# PROBLEM STATEMENT:
Starting with the first line below, extract each line through the one that contains "const RED = '#a91c22';", inclusive, excluding pictures.
=== AVAILABLE DATA ===
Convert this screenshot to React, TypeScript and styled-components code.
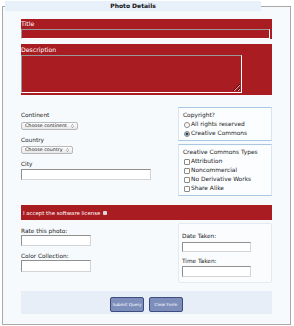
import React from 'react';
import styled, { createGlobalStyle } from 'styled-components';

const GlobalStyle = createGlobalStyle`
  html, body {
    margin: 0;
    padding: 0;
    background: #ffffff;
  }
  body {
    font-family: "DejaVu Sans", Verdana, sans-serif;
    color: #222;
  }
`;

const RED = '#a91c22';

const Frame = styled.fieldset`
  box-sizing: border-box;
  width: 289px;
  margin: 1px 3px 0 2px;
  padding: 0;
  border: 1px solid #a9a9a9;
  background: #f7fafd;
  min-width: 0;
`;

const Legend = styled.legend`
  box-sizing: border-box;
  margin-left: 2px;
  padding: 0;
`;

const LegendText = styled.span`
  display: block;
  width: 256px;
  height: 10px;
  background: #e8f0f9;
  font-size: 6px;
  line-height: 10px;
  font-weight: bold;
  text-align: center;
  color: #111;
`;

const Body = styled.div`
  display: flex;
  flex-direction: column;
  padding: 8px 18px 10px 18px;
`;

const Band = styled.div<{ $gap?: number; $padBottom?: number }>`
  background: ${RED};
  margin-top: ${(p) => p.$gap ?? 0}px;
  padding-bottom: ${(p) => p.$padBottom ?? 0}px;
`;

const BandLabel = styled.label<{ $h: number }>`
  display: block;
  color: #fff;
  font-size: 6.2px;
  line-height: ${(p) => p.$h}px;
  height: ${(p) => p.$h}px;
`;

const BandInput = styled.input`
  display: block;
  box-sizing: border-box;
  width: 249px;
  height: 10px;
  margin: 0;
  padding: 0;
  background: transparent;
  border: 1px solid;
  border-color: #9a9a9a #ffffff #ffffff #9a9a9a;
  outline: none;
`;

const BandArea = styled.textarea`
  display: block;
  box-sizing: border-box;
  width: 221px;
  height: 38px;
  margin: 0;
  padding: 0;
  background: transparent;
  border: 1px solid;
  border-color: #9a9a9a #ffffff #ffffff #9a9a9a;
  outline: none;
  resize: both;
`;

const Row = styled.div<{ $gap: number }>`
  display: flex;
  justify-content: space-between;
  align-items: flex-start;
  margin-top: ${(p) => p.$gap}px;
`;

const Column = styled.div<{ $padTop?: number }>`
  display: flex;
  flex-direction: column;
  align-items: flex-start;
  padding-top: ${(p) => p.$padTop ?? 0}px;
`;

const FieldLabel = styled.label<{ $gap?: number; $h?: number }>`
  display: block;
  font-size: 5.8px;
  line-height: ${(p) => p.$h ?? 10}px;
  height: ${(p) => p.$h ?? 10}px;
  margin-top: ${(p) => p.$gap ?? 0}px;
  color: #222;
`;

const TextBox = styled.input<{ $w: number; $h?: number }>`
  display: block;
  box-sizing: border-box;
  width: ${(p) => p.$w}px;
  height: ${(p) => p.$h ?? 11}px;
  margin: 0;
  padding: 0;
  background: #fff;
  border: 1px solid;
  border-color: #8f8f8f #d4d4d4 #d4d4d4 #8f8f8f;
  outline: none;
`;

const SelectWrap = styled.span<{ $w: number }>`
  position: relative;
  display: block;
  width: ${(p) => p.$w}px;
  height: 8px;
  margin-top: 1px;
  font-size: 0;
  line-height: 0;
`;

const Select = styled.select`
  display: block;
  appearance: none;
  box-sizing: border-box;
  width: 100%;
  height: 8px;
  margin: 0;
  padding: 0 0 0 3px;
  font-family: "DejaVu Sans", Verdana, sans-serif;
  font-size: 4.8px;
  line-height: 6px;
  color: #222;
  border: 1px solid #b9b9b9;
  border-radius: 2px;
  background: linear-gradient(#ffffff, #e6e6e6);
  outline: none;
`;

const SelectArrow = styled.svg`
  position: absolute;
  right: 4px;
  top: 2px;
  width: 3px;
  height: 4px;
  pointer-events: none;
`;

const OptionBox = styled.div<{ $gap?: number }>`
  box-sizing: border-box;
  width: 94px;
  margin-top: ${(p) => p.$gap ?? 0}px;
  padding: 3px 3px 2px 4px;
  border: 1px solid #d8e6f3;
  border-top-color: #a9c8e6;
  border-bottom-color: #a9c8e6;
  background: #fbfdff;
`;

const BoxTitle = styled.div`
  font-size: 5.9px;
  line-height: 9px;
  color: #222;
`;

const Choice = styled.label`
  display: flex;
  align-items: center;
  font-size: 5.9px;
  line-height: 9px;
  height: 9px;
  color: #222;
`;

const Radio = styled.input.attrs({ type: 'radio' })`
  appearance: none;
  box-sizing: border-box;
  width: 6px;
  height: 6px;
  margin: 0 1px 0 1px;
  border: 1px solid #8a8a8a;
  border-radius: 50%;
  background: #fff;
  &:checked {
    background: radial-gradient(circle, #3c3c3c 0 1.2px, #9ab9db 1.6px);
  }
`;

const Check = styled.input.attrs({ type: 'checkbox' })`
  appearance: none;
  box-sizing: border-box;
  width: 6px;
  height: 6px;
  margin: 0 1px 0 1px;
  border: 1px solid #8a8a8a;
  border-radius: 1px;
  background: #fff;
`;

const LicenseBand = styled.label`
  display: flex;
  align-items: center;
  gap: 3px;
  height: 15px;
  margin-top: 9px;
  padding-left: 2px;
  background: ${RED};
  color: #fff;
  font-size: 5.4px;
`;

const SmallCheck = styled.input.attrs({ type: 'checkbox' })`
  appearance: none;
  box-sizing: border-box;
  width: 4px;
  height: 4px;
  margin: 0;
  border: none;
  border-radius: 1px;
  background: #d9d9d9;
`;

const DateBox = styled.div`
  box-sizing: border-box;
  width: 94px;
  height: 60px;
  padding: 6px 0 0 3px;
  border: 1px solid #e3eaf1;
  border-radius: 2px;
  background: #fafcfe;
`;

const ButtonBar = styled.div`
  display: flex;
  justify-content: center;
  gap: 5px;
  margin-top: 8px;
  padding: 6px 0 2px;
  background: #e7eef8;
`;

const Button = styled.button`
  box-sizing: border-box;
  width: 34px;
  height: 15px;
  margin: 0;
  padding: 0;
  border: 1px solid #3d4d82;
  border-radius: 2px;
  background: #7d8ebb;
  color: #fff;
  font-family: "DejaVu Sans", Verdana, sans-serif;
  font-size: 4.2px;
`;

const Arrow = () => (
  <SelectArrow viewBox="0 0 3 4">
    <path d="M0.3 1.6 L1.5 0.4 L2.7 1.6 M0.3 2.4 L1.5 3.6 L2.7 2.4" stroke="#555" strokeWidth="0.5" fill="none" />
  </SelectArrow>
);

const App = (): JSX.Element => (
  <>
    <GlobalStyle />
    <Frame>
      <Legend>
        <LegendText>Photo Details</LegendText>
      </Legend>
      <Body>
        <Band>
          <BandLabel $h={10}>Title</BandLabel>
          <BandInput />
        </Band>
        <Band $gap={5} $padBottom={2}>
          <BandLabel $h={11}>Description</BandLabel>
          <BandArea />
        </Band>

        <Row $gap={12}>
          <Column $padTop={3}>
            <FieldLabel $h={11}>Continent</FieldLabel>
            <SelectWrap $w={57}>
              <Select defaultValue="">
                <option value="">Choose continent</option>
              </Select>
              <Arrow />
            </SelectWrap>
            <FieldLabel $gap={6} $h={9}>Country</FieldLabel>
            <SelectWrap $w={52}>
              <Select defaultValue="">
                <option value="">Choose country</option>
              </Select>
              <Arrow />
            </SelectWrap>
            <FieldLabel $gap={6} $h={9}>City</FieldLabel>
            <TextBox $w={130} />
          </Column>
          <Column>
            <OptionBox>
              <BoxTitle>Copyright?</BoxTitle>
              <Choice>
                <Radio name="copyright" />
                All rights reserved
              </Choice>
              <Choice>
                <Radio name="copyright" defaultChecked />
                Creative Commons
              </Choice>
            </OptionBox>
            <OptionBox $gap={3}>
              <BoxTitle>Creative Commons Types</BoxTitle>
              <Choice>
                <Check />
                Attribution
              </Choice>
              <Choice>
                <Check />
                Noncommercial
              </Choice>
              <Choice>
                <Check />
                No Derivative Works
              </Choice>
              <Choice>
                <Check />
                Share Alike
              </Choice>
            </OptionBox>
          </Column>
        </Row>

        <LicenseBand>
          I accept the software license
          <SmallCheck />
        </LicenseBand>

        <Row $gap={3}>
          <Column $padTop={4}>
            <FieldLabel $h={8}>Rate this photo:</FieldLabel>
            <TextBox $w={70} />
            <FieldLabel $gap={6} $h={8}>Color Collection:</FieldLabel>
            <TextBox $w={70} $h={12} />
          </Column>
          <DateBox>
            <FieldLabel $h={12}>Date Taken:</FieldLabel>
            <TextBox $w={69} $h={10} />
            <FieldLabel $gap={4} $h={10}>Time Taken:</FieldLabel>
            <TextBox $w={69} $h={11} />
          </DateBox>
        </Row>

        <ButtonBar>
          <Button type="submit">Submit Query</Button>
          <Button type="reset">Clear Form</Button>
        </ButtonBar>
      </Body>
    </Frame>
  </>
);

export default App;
===
# OUTPUT FOR THIS EXERCISE:
Convert this screenshot to React, TypeScript and styled-components code.
import React from 'react';
import styled, { createGlobalStyle } from 'styled-components';

const GlobalStyle = createGlobalStyle`
  html, body {
    margin: 0;
    padding: 0;
    background: #ffffff;
  }
  body {
    font-family: "DejaVu Sans", Verdana, sans-serif;
    color: #222;
  }
`;

const RED = '#a91c22';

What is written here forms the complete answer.